The tax office is doubling audit numbers on rental deductions and has issued a warning to property investors after uncovering a nest of dodgy claims in a recent random sample.
Property owners omitting income from Airbnb and other accommodation-sharing schemes have been singled out as a particular area of focus as the ATO looks to crack down on tax rorts.
Assistant commissioner Gavin Siebert has cautioned property investors not to test their luck against the ATO’s increasingly sophisticated detection methods after more than $47 billion in rental deductions were claimed in financial year 2017-18 by some 2.2 million Australians.
“A random sample of returns with rental deductions found that nine out of 10 contained an error,” he said in a statement circulated yesterday afternoon.
“We are concerned about the extent of non-compliance in this area and will be looking very closely at claims this year.”
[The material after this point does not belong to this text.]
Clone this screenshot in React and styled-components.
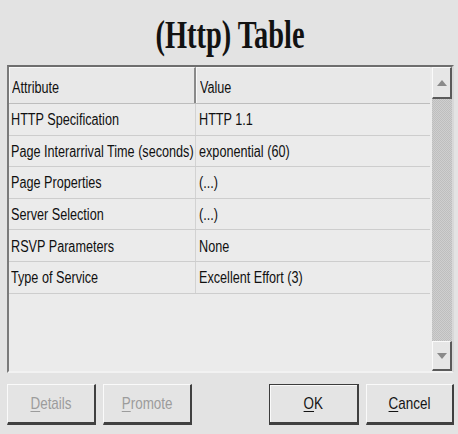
import React from "react";
import styled, { createGlobalStyle } from "styled-components";

const Global = createGlobalStyle`
  html, body { margin: 0; padding: 0; background: #e3e3e3; }
  body { width: 458px; height: 434px; overflow: hidden; font-family: "Liberation Sans", Arial, sans-serif; }
`;

const Dialog = styled.div`
  width: 458px;
  height: 434px;
  box-sizing: border-box;
  background: #e3e3e3;
  display: flex;
  flex-direction: column;
  padding: 0 4px 0 7px;
`;

const Title = styled.h1`
  margin: 0;
  height: 65px;
  display: flex;
  align-items: center;
  justify-content: center;
  font-family: "Liberation Serif", "Times New Roman", serif;
  font-weight: bold;
  font-size: 40px;
  color: #121212;
  padding-top: 3px;
  box-sizing: border-box;
`;

const Squeeze = styled.span`
  display: inline-block;
  white-space: nowrap;
  transform: scaleX(${(p) => p.$sx || 0.79});
  transform-origin: ${(p) => (p.$center ? "center" : "left")} center;
`;

const Frame = styled.div`
  height: 308px;
  box-sizing: border-box;
  border-top: 2px solid #6e6e6e;
  border-left: 2px solid #7a7a7a;
  border-right: 2px solid #d8d8d8;
  border-bottom: 2px solid #f2f2f2;
  display: flex;
  background: #ebebeb;
`;

const List = styled.div`
  flex: 1;
  display: flex;
  flex-direction: column;
  padding-right: 2px;
`;

const HeaderRow = styled.div`
  display: grid;
  grid-template-columns: 187px 1fr;
  height: 37px;
  box-sizing: border-box;
  border-bottom: 1px solid #bdbdbd;
`;

const HeaderCell = styled.div`
  display: flex;
  align-items: center;
  padding: 4px 0 0 2px;
  font-size: 16px;
  color: #101010;
  background: #e8e8e8;
  border-top: 1px solid #f8f8f8;
  border-left: 1px solid #f8f8f8;
  border-right: 2px solid #8a8a8a;
  box-sizing: border-box;
  &:last-child { border-right: none; padding-left: 3px; }
`;

const Row = styled.div`
  display: grid;
  grid-template-columns: 187px 1fr;
  height: 31.6px;
  box-sizing: border-box;
  border-bottom: 1px solid #cdcdcd;
`;

const Cell = styled.div`
  display: flex;
  align-items: center;
  padding: 2px 0 0 2px;
  font-size: 16px;
  color: #101010;
  box-sizing: border-box;
  border-right: 1px solid #d2d2d2;
  &:last-child { border-right: none; padding-left: 3px; }
`;

const ScrollBar = styled.div`
  width: 20px;
  display: flex;
  flex-direction: column;
  background-color: #c6c6c6;
  background-image: repeating-conic-gradient(#bebebe 0 25%, #cfcfcf 0 50%);
  background-size: 2px 2px;
`;

const Track = styled.div`
  flex: 1;
`;

const ArrowBtn = styled.div`
  height: ${(p) => p.$h}px;
  box-sizing: border-box;
  background: #e6e6e6;
  border-top: 1px solid #fafafa;
  border-left: 1px solid #fafafa;
  border-right: 2px solid #5a5a5a;
  border-bottom: 2px solid #5a5a5a;
  display: flex;
  align-items: center;
  justify-content: center;
`;

const Buttons = styled.div`
  display: flex;
  align-items: center;
  margin-top: 11px;
  gap: 7px;
`;

const Spacer = styled.div`
  flex: 1;
`;

const Button = styled.button`
  width: ${(p) => p.$w}px;
  height: 41px;
  box-sizing: border-box;
  background: #e4e4e4;
  font-family: "Liberation Sans", Arial, sans-serif;
  font-size: 17px;
  color: ${(p) => (p.disabled ? "#9c9c9c" : "#141414")};
  border-top: 1px solid ${(p) => (p.$default ? "#3c3c3c" : "#fafafa")};
  border-left: 1px solid ${(p) => (p.$default ? "#3c3c3c" : "#fafafa")};
  border-right: 2px solid #404040;
  border-bottom: 3px solid #404040;
  box-shadow: ${(p) => (p.$default ? "inset 1px 1px 0 #fafafa" : "none")};
  padding: 0;
  display: flex;
  align-items: center;
  justify-content: center;
  u { text-underline-offset: 2px; }
`;

const rows = [
  ["HTTP Specification", "HTTP 1.1"],
  ["Page Interarrival Time (seconds)", "exponential (60)"],
  ["Page Properties", "(...)"],
  ["Server Selection", "(...)"],
  ["RSVP Parameters", "None"],
  ["Type of Service", "Excellent Effort (3)"],
];

const Arrow = ({ up }) => (
  <svg width="10" height="6" viewBox="0 0 10 6">
    <polygon points={up ? "5,0 10,6 0,6" : "0,0 10,0 5,6"} fill="#8a8a8a" />
  </svg>
);

export default function App() {
  return (
    <>
      <Global />
      <Dialog>
        <Title>
          <Squeeze $center $sx={0.71}>(Http) Table</Squeeze>
        </Title>
        <Frame>
          <List>
            <HeaderRow>
              <HeaderCell><Squeeze>Attribute</Squeeze></HeaderCell>
              <HeaderCell><Squeeze>Value</Squeeze></HeaderCell>
            </HeaderRow>
            {rows.map(([a, v]) => (
              <Row key={a}>
                <Cell><Squeeze>{a}</Squeeze></Cell>
                <Cell><Squeeze>{v}</Squeeze></Cell>
              </Row>
            ))}
          </List>
          <ScrollBar>
            <ArrowBtn $h={32}><Arrow up /></ArrowBtn>
            <Track />
            <ArrowBtn $h={30}><Arrow /></ArrowBtn>
          </ScrollBar>
        </Frame>
        <Buttons>
          <Button $w={89} disabled><Squeeze $center><u>D</u>etails</Squeeze></Button>
          <Button $w={89} disabled><Squeeze $center><u>P</u>romote</Squeeze></Button>
          <Spacer />
          <Button $w={90} $default><Squeeze $center><u>O</u>K</Squeeze></Button>
          <Button $w={88}><Squeeze $center><u>C</u>ancel</Squeeze></Button>
        </Buttons>
      </Dialog>
    </>
  );
}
The ATO audited more than 1,500 taxpayers making rental claims in 2017-18, applying $1.3 million in penalties, including $12,000 for one person who claimed a deduction for a holiday home that wasn’t actually available for rent.
“This tax time, our message to taxpayers is clear. If you are renting out a room or a property, any money you earn must be declared as income and any deductions you claim may need to be apportioned for private use,” Siebert said.
Another taxpayer had to pay back $5,500 after failing to portion their rental interest deduction to take into account redraws on their investment for living expenses.
Siebert said audits on rental deductions will double to $4,500 this year, focusing on:
- Over-claimed interest;
- Claiming capital works as repairs;
- Incorrectly lodging expenses for holiday homes lent to others; and
- Omitting income from accommodation sharing.
Penalties can run up to 75% of whatever claim has been made and the ATO said it will scour through data from financial institutions, property transactions, rental bonds and online accommodation booking platforms to catch offenders.